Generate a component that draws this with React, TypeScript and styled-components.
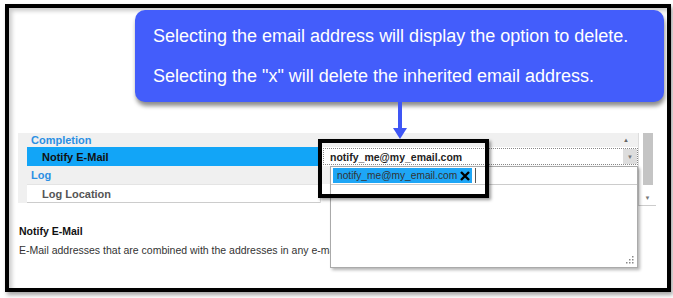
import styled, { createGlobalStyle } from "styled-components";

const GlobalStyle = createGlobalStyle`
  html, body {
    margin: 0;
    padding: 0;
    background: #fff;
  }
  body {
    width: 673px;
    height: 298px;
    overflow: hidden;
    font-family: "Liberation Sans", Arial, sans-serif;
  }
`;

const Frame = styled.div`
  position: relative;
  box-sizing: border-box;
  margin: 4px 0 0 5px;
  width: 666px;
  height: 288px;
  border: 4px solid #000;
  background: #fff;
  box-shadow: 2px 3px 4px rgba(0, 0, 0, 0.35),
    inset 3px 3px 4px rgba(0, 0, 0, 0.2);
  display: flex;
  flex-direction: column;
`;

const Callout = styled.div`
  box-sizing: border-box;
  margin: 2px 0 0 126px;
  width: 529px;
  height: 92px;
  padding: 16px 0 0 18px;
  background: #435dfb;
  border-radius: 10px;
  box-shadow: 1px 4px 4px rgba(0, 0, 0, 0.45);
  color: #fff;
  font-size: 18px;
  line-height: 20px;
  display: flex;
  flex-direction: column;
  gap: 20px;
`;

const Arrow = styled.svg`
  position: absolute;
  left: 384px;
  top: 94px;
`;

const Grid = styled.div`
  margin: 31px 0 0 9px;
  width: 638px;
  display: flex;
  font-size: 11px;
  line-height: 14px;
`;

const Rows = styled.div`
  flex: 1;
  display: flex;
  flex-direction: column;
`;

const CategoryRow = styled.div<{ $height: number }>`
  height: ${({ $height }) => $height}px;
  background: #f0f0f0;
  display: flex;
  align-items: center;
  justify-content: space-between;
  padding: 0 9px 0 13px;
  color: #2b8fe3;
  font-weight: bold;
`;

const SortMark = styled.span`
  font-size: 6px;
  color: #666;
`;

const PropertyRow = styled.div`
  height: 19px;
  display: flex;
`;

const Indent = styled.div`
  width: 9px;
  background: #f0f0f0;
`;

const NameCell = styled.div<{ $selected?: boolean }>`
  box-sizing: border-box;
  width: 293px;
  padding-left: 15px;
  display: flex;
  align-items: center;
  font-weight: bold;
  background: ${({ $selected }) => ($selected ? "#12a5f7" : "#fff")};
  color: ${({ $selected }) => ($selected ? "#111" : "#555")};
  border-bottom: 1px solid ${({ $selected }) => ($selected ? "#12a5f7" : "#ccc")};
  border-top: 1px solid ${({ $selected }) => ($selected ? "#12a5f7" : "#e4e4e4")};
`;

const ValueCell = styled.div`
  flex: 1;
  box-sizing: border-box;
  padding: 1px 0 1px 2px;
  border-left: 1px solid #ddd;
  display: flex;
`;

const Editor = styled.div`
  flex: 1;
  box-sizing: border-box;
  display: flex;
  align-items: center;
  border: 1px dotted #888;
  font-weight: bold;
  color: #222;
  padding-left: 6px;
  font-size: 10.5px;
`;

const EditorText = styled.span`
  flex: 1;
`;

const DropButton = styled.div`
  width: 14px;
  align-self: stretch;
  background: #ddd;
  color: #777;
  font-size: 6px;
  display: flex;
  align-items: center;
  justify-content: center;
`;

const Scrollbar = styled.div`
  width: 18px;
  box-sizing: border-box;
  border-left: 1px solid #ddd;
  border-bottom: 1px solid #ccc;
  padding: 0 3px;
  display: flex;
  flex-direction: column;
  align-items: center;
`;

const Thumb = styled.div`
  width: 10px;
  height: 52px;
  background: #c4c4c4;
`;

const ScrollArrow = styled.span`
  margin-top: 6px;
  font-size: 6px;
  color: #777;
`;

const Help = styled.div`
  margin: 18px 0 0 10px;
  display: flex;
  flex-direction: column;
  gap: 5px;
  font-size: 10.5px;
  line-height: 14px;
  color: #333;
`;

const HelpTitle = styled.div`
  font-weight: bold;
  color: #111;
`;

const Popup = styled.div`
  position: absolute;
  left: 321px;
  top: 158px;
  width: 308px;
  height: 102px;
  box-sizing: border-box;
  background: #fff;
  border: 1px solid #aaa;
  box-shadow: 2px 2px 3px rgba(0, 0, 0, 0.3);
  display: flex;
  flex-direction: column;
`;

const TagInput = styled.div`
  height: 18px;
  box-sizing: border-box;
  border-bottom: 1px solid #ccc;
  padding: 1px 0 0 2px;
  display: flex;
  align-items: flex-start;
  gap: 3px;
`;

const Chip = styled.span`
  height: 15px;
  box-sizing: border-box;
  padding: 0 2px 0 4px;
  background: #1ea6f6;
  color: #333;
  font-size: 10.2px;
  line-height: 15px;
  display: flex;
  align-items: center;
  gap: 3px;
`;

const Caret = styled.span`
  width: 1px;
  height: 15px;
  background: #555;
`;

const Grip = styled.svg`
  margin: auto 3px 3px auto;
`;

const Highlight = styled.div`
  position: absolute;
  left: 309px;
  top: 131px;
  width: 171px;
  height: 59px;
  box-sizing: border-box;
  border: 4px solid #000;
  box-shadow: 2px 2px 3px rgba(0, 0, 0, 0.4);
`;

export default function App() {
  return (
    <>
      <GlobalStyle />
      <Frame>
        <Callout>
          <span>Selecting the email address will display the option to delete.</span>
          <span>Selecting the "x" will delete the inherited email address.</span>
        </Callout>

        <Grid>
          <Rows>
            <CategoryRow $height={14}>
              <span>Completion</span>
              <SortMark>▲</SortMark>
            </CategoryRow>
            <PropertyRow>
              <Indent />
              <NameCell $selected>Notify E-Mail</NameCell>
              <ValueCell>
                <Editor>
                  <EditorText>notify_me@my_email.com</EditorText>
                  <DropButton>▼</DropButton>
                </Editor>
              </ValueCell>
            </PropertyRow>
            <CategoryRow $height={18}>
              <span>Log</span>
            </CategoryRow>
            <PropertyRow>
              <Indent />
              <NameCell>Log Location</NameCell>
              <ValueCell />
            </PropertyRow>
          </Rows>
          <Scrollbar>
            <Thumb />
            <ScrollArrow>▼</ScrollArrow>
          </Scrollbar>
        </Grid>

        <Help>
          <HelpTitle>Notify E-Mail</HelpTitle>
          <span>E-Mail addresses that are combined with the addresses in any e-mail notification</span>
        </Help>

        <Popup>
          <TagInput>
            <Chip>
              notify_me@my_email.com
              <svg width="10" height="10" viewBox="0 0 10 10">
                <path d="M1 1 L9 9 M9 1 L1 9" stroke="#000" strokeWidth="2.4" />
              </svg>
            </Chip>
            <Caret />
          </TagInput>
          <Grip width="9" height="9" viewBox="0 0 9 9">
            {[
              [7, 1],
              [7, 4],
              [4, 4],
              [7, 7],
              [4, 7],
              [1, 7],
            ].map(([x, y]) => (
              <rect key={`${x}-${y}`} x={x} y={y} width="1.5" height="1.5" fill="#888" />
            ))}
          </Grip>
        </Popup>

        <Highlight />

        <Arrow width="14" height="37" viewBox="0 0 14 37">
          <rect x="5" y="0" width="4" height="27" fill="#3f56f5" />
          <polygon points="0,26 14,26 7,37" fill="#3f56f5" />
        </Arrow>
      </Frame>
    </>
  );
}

▶ Given instruction:
Every line is to be duplicated exactly, though pictures stay out.

▶ Task response:
Generate a component that draws this with React, TypeScript and styled-components.
import styled, { createGlobalStyle } from "styled-components";

const GlobalStyle = createGlobalStyle`
  html, body {
    margin: 0;
    padding: 0;
    background: #fff;
  }
  body {
    width: 673px;
    height: 298px;
    overflow: hidden;
    font-family: "Liberation Sans", Arial, sans-serif;
  }
`;

const Frame = styled.div`
  position: relative;
  box-sizing: border-box;
  margin: 4px 0 0 5px;
  width: 666px;
  height: 288px;
  border: 4px solid #000;
  background: #fff;
  box-shadow: 2px 3px 4px rgba(0, 0, 0, 0.35),
    inset 3px 3px 4px rgba(0, 0, 0, 0.2);
  display: flex;
  flex-direction: column;
`;

const Callout = styled.div`
  box-sizing: border-box;
  margin: 2px 0 0 126px;
  width: 529px;
  height: 92px;
  padding: 16px 0 0 18px;
  background: #435dfb;
  border-radius: 10px;
  box-shadow: 1px 4px 4px rgba(0, 0, 0, 0.45);
  color: #fff;
  font-size: 18px;
  line-height: 20px;
  display: flex;
  flex-direction: column;
  gap: 20px;
`;

const Arrow = styled.svg`
  position: absolute;
  left: 384px;
  top: 94px;
`;

const Grid = styled.div`
  margin: 31px 0 0 9px;
  width: 638px;
  display: flex;
  font-size: 11px;
  line-height: 14px;
`;

const Rows = styled.div`
  flex: 1;
  display: flex;
  flex-direction: column;
`;

const CategoryRow = styled.div<{ $height: number }>`
  height: ${({ $height }) => $height}px;
  background: #f0f0f0;
  display: flex;
  align-items: center;
  justify-content: space-between;
  padding: 0 9px 0 13px;
  color: #2b8fe3;
  font-weight: bold;
`;

const SortMark = styled.span`
  font-size: 6px;
  color: #666;
`;

const PropertyRow = styled.div`
  height: 19px;
  display: flex;
`;

const Indent = styled.div`
  width: 9px;
  background: #f0f0f0;
`;

const NameCell = styled.div<{ $selected?: boolean }>`
  box-sizing: border-box;
  width: 293px;
  padding-left: 15px;
  display: flex;
  align-items: center;
  font-weight: bold;
  background: ${({ $selected }) => ($selected ? "#12a5f7" : "#fff")};
  color: ${({ $selected }) => ($selected ? "#111" : "#555")};
  border-bottom: 1px solid ${({ $selected }) => ($selected ? "#12a5f7" : "#ccc")};
  border-top: 1px solid ${({ $selected }) => ($selected ? "#12a5f7" : "#e4e4e4")};
`;

const ValueCell = styled.div`
  flex: 1;
  box-sizing: border-box;
  padding: 1px 0 1px 2px;
  border-left: 1px solid #ddd;
  display: flex;
`;

const Editor = styled.div`
  flex: 1;
  box-sizing: border-box;
  display: flex;
  align-items: center;
  border: 1px dotted #888;
  font-weight: bold;
  color: #222;
  padding-left: 6px;
  font-size: 10.5px;
`;

const EditorText = styled.span`
  flex: 1;
`;

const DropButton = styled.div`
  width: 14px;
  align-self: stretch;
  background: #ddd;
  color: #777;
  font-size: 6px;
  display: flex;
  align-items: center;
  justify-content: center;
`;

const Scrollbar = styled.div`
  width: 18px;
  box-sizing: border-box;
  border-left: 1px solid #ddd;
  border-bottom: 1px solid #ccc;
  padding: 0 3px;
  display: flex;
  flex-direction: column;
  align-items: center;
`;

const Thumb = styled.div`
  width: 10px;
  height: 52px;
  background: #c4c4c4;
`;

const ScrollArrow = styled.span`
  margin-top: 6px;
  font-size: 6px;
  color: #777;
`;

const Help = styled.div`
  margin: 18px 0 0 10px;
  display: flex;
  flex-direction: column;
  gap: 5px;
  font-size: 10.5px;
  line-height: 14px;
  color: #333;
`;

const HelpTitle = styled.div`
  font-weight: bold;
  color: #111;
`;

const Popup = styled.div`
  position: absolute;
  left: 321px;
  top: 158px;
  width: 308px;
  height: 102px;
  box-sizing: border-box;
  background: #fff;
  border: 1px solid #aaa;
  box-shadow: 2px 2px 3px rgba(0, 0, 0, 0.3);
  display: flex;
  flex-direction: column;
`;

const TagInput = styled.div`
  height: 18px;
  box-sizing: border-box;
  border-bottom: 1px solid #ccc;
  padding: 1px 0 0 2px;
  display: flex;
  align-items: flex-start;
  gap: 3px;
`;

const Chip = styled.span`
  height: 15px;
  box-sizing: border-box;
  padding: 0 2px 0 4px;
  background: #1ea6f6;
  color: #333;
  font-size: 10.2px;
  line-height: 15px;
  display: flex;
  align-items: center;
  gap: 3px;
`;

const Caret = styled.span`
  width: 1px;
  height: 15px;
  background: #555;
`;

const Grip = styled.svg`
  margin: auto 3px 3px auto;
`;

const Highlight = styled.div`
  position: absolute;
  left: 309px;
  top: 131px;
  width: 171px;
  height: 59px;
  box-sizing: border-box;
  border: 4px solid #000;
  box-shadow: 2px 2px 3px rgba(0, 0, 0, 0.4);
`;

export default function App() {
  return (
    <>
      <GlobalStyle />
      <Frame>
        <Callout>
          <span>Selecting the email address will display the option to delete.</span>
          <span>Selecting the "x" will delete the inherited email address.</span>
        </Callout>

        <Grid>
          <Rows>
            <CategoryRow $height={14}>
              <span>Completion</span>
              <SortMark>▲</SortMark>
            </CategoryRow>
            <PropertyRow>
              <Indent />
              <NameCell $selected>Notify E-Mail</NameCell>
              <ValueCell>
                <Editor>
                  <EditorText>notify_me@my_email.com</EditorText>
                  <DropButton>▼</DropButton>
                </Editor>
              </ValueCell>
            </PropertyRow>
            <CategoryRow $height={18}>
              <span>Log</span>
            </CategoryRow>
            <PropertyRow>
              <Indent />
              <NameCell>Log Location</NameCell>
              <ValueCell />
            </PropertyRow>
          </Rows>
          <Scrollbar>
            <Thumb />
            <ScrollArrow>▼</ScrollArrow>
          </Scrollbar>
        </Grid>

        <Help>
          <HelpTitle>Notify E-Mail</HelpTitle>
          <span>E-Mail addresses that are combined with the addresses in any e-mail notification</span>
        </Help>

        <Popup>
          <TagInput>
            <Chip>
              notify_me@my_email.com
              <svg width="10" height="10" viewBox="0 0 10 10">
                <path d="M1 1 L9 9 M9 1 L1 9" stroke="#000" strokeWidth="2.4" />
              </svg>
            </Chip>
            <Caret />
          </TagInput>
          <Grip width="9" height="9" viewBox="0 0 9 9">
            {[
              [7, 1],
              [7, 4],
              [4, 4],
              [7, 7],
              [4, 7],
              [1, 7],
            ].map(([x, y]) => (
              <rect key={`${x}-${y}`} x={x} y={y} width="1.5" height="1.5" fill="#888" />
            ))}
          </Grip>
        </Popup>

        <Highlight />

        <Arrow width="14" height="37" viewBox="0 0 14 37">
          <rect x="5" y="0" width="4" height="27" fill="#3f56f5" />
          <polygon points="0,26 14,26 7,37" fill="#3f56f5" />
        </Arrow>
      </Frame>
    </>
  );
}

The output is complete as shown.